Более того, возьмусь я за создание бронзового коня, коий увековечит бессмертную славу и благодарную память об отце Вашем герцоге и сиятельном доме Сфорца.
Если же какой-то из перечисленных мною пунктов покажется кому-либо невыполнимым, я готов предложить тому испытание — в Вашем ли парке, в любом ли ином месте по выбору Вашего Сиятельства, коему я вверяю себя со всею возможной покорностью.
S-tor Humil.
Leonardus Vincius Fiorentino [108] ».
Подобно одному из джиннов, о которых он говорил, Деватдар исчез, едва «Девота» пристала в Александрии.
108
Ваш покорный слуга,
Однако Куан Инь-ци остался и с первыми лучами солнца велел Леонардо, Зороастро и Америго Веспуччи сойти на берег вместе с несколькими офицерами-мамлюками и примерно пятнадцатью ранеными солдатами Деватдара. Странно, но Куан оделся как знатный араб; на нём были такие же одежды и такой же тюрбан, как у Деватдара. Двое солдат вынесли на носилках стонущего в горячке Бенедетто. Леонардо боялся, что его друг не переживёт ночи.
— Куда мы направляемся? — спросил у Куана Леонардо.
— Разве Деватдар не объяснял?
— Да, он сказал, что нас должны представить калифу. Но чтобы вот так, в этакую рань?..
Куан улыбнулся.
— Ты недоволен тем, что тебе не дали поспать? Так надо. В своё время я всё объясню.
— Но мой друг нуждается в лечении.
— Я приложил мазь, но, чтобы она подействовала, необходимо время.
Зороастро изобразил на лице отвращение.
— С виду плесень, а воняет точно женская промежность.
— Это и есть плесень, — сказал Куан, — но её целительная сила поразительна. Вы сами в этом убедитесь.

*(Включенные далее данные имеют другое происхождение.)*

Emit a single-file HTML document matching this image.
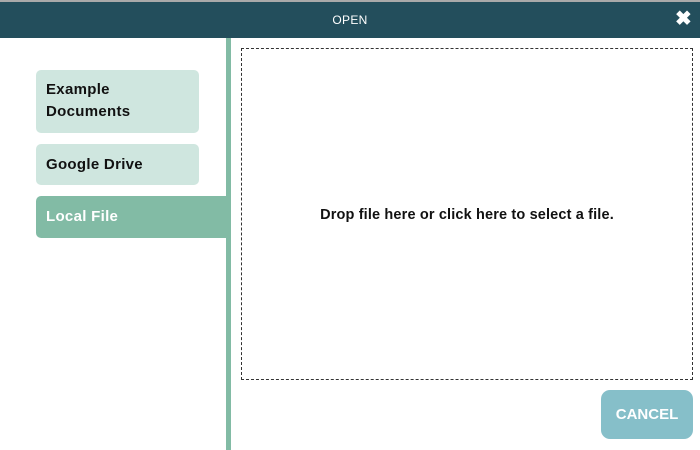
<!DOCTYPE html>
<html><head><style>
*{margin:0;padding:0;box-sizing:border-box}
body{width:700px;height:450px;background:#fff;font-family:"Liberation Sans",sans-serif;position:relative;overflow:hidden}
.top{position:absolute;left:0;top:0;width:700px;height:2px;background:#a9a9a9}
.hdr{position:absolute;left:0;top:2px;width:700px;height:36px;background:#234e5c;color:#fff;font-size:12px;text-align:center;line-height:36px;letter-spacing:.3px}
.x{position:absolute;right:8px;top:0;font-size:20px;font-weight:bold;line-height:34px}
.bar{position:absolute;left:226px;top:38px;width:5px;height:412px;background:#82bba5}
.btn{position:absolute;left:36px;width:163px;background:#cfe6df;border-radius:5px;color:#111;font-size:15px;font-weight:bold;padding-left:10px;line-height:22px;letter-spacing:.3px}
.local{background:#82bba5;color:#fff;width:195px;border-radius:5px 0 0 5px}
.drop{position:absolute;left:241px;top:48px;width:452px;height:332px;border:1px dashed #333;display:flex;align-items:center;justify-content:center;font-size:14.5px;font-weight:bold;color:#111;letter-spacing:.15px;padding-top:2px}
.cancel{position:absolute;left:601px;top:390px;width:92px;height:49px;background:#86bfc9;border-radius:9px;color:#fff;font-size:15px;font-weight:bold;text-align:center;line-height:49px}
</style></head><body>
<div class="top"></div>
<div class="hdr">OPEN<span class="x">✖</span></div>
<div class="bar"></div>
<div class="btn" style="top:70px;height:63px;padding-top:9px">Example<br>Documents</div>
<div class="btn" style="top:144px;height:41px;line-height:41px">Google Drive</div>
<div class="btn local" style="top:196px;height:42px;line-height:42px">Local File</div>
<div class="drop">Drop file here or click here to select a file.</div>
<div class="cancel">CANCEL</div>
</body></html>
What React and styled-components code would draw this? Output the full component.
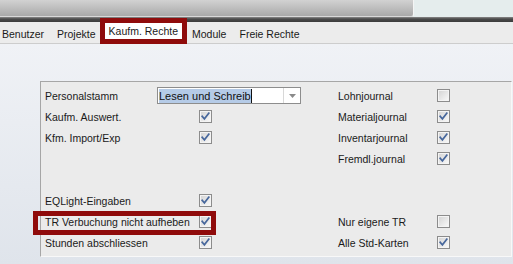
import React from 'react';
import styled, { createGlobalStyle } from 'styled-components';

const GlobalStyle = createGlobalStyle`
  html, body {
    margin: 0;
    padding: 0;
    background: #e3e7ed;
  }
  body {
    font-family: 'Liberation Sans', Arial, sans-serif;
    font-size: 10.5px;
    color: #1a1a1a;
  }
`;

const Screen = styled.div`
  width: 513px;
  height: 264px;
  overflow: hidden;
  display: flex;
  flex-direction: column;
`;

const TopBar = styled.div`
  height: 17px;
  display: flex;
  background: #e5eded;
`;

const TitleBlock = styled.div`
  width: 413px;
  height: 16px;
  background: linear-gradient(to bottom, #d2d2d2, #a9a9a9);
  border-right: 1px solid #f4f4f4;
  border-bottom: 1px solid #d8d8d8;
  border-bottom-right-radius: 3px;
`;

const DarkBand = styled.div`
  height: 5px;
  background: linear-gradient(to bottom, #8a8a8a, #4a4a4a 40%, #3c3c3c);
`;

const TabStrip = styled.nav`
  height: 21px;
  display: flex;
  align-items: center;
  gap: 13px;
  padding-left: 2px;
  background: #ececec;
  border-bottom: 1px solid #cdcdcd;
`;

const Tab = styled.div`
  position: relative;
  white-space: nowrap;
  line-height: 16px;
  padding: ${(p) => (p.$active ? '0 4px' : '0')};
  margin: ${(p) => (p.$active ? '-3px -3px 0 -4px' : '2px 0 0 0')};
  background: ${(p) => (p.$active ? '#ffffff' : 'transparent')};

  ${(p) =>
    p.$active &&
    `
    &::after {
      content: '';
      position: absolute;
      left: -5px;
      right: -5px;
      top: -5px;
      bottom: -5px;
      border: 5px solid #8f0b0b;
    }
  `}
`;

const Content = styled.main`
  flex: 1;
  padding: 37px 1px 0 40px;
  background: linear-gradient(to bottom, #f0f2f6, #dfe4eb);
`;

const Panel = styled.section`
  height: 171px;
  background: #ebebeb;
  border-top: 1px solid #a6a6a6;
  border-left: 1px solid #a6a6a6;
  border-bottom: 1px solid #f8f8f8;
  border-right: 1px solid #f8f8f8;
  padding: 3px 0 0 4px;
  display: grid;
  grid-template-columns: 112px 42px 13px 126px 99px 13px;
  grid-template-rows: repeat(8, 21px);
  align-items: center;
`;

const Label = styled.div`
  grid-row: ${(p) => p.$row};
  grid-column: ${(p) => p.$col} / span ${(p) => p.$span || 1};
  white-space: nowrap;
`;

const Box = styled.div`
  grid-row: ${(p) => p.$row};
  grid-column: ${(p) => p.$col};
  width: 13px;
  height: 13px;
`;

const MarkedRow = styled.div`
  position: relative;
  grid-row: ${(p) => p.$row};
  grid-column: 1 / 4;
  height: 21px;
  display: grid;
  grid-template-columns: 154px 13px;
  grid-template-rows: 21px;
  align-items: center;

  &::after {
    content: '';
    position: absolute;
    left: -12px;
    right: -4px;
    top: 0;
    bottom: -3px;
    border: 5px solid #8f0b0b;
  }
`;

const Combo = styled.div`
  grid-row: 1;
  grid-column: 2 / 5;
  width: 144px;
  height: 17px;
  box-sizing: border-box;
  border: 1px solid #8d8d8d;
  background: #fff;
  display: flex;
  align-items: stretch;
`;

const ComboText = styled.div`
  flex: 1;
  display: flex;
  align-items: center;
  padding-left: 1px;
  font-size: 11px;
`;

const Selected = styled.span`
  background: #b5cbe7;
  color: #111;
  line-height: 14px;
  border-right: 1px solid #111;
`;

const ComboButton = styled.div`
  width: 16px;
  border-left: 1px solid #d8d8d8;
  display: flex;
  align-items: center;
  justify-content: center;
`;

const Check = ({ on, row, col }) => (
  <Box $row={row} $col={col}>
    <svg width="13" height="13" viewBox="0 0 13 13">
      <defs>
        <linearGradient id="cbg" x1="0" y1="0" x2="1" y2="1">
          <stop offset="0" stopColor="#d6d6d6" />
          <stop offset="1" stopColor="#f7f7f7" />
        </linearGradient>
      </defs>
      <rect x="0.5" y="0.5" width="12" height="12" fill="#f4f4f4" stroke="#8c8c8c" />
      <rect x="2" y="2" width="9" height="9" fill="url(#cbg)" />
      {on && (
        <path
          d="M3.2 6.3 L5.4 8.8 L9.8 3.2"
          fill="none"
          stroke="#47679c"
          strokeWidth="1.7"
          strokeLinecap="square"
        />
      )}
    </svg>
  </Box>
);

const App = () => (
  <Screen>
    <GlobalStyle />
    <TopBar>
      <TitleBlock />
    </TopBar>
    <DarkBand />
    <TabStrip>
      <Tab>Benutzer</Tab>
      <Tab>Projekte</Tab>
      <Tab $active>Kaufm. Rechte</Tab>
      <Tab>Module</Tab>
      <Tab>Freie Rechte</Tab>
    </TabStrip>
    <Content>
      <Panel>
        <Label $row={1} $col={1}>Personalstamm</Label>
        <Combo>
          <ComboText>
            <Selected>Lesen und Schreib</Selected>
          </ComboText>
          <ComboButton>
            <svg width="7" height="4" viewBox="0 0 7 4">
              <path d="M0 0 H7 L3.5 4 Z" fill="#8a8a8a" />
            </svg>
          </ComboButton>
        </Combo>
        <Label $row={1} $col={5}>Lohnjournal</Label>
        <Check row={1} col={6} />

        <Label $row={2} $col={1} $span={2}>Kaufm. Auswert.</Label>
        <Check row={2} col={3} on />
        <Label $row={2} $col={5}>Materialjournal</Label>
        <Check row={2} col={6} on />

        <Label $row={3} $col={1} $span={2}>Kfm. Import/Exp</Label>
        <Check row={3} col={3} on />
        <Label $row={3} $col={5}>Inventarjournal</Label>
        <Check row={3} col={6} on />

        <Label $row={4} $col={5}>Fremdl.journal</Label>
        <Check row={4} col={6} on />

        <Label $row={6} $col={1} $span={2}>EQLight-Eingaben</Label>
        <Check row={6} col={3} on />

        <MarkedRow $row={7}>
          <div>TR Verbuchung nicht aufheben</div>
          <Check row={1} col={2} on />
        </MarkedRow>
        <Label $row={7} $col={5}>Nur eigene TR</Label>
        <Check row={7} col={6} />

        <Label $row={8} $col={1} $span={2}>Stunden abschliessen</Label>
        <Check row={8} col={3} on />
        <Label $row={8} $col={5}>Alle Std-Karten</Label>
        <Check row={8} col={6} on />
      </Panel>
    </Content>
  </Screen>
);

export default App;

Леонардо заинтересовался, но Куана расспрашивать не стал. Его внимание отвлеклось на что-то иное — он не мог сказать, на что именно, но только чувствовал, что на причалах и улицах что-то не так. Здания складов образовывали высокую серую стену и были частью системы крытых улиц — этакий огромный караван-сарай, нитью паутины тянувшийся в сердце города, что был гигантским лабиринтом, столь же враждебным, как внутренность улья. Однако примыкающие к причалам улицы были забиты народом: рабы грузили и разгружали суда, купцы и надсмотрщики приглядывали за ними, нищие и святые дервиши, одетые в лохмотья, тянули руки за милостыней, торговцы в тюрбанах и одеждах из грубого хлопка наперебой предлагали свой товар. Но сам город казался сотворённым из теней; лишь яркий свет солнца мог облечь плотью призраки людей, собак, верблюдов, ослов и мальчишек, что играли в прятки на узеньких крытых улочках.
Тяжёлые запахи тмина, базилика и куркумы смешивались с вонью мочи и испражнений, людских и животных; и Леонардо не мог отделаться от ощущения, что вот-вот на них свалится какая-то опасность.
Слишком тихо...
Уличный шум стихал, когда приближались Куан и солдаты, словно беда уже поджидала их. Каждая тень была предвестием опасности, ощутимой, быстрой, живой. Даже Куан нервно озирался, потом пожал плечами и сказал:
— Не тревожься о своём друге, Леонардо. — Но эти слова были сказаны настолько запоздало, что потеряли всякий смысл.
Они шли по узким улочкам, утренним базарам; их окружали плотные запахи табака, жареных орехов и кофе.
— Куда мы идём? — спросил Леонардо.
— Во дворец калифа, — сказал Куан.
— Мы встретимся с Деватдаром там?
— Нет, маэстро. Когда ты увидишь своего друга Никколо и женщину Айше, тогда ты увидишь Деватдара.
— О чём ты говоришь?
— Прежде чем предстать перед калифом, Деватдар должен выкупить тех, кто попал в рабство к турецким пиратам. Эти последователи ислама во многом похожи на мой народ. — Тут Куан улыбнулся, словно довольный собой.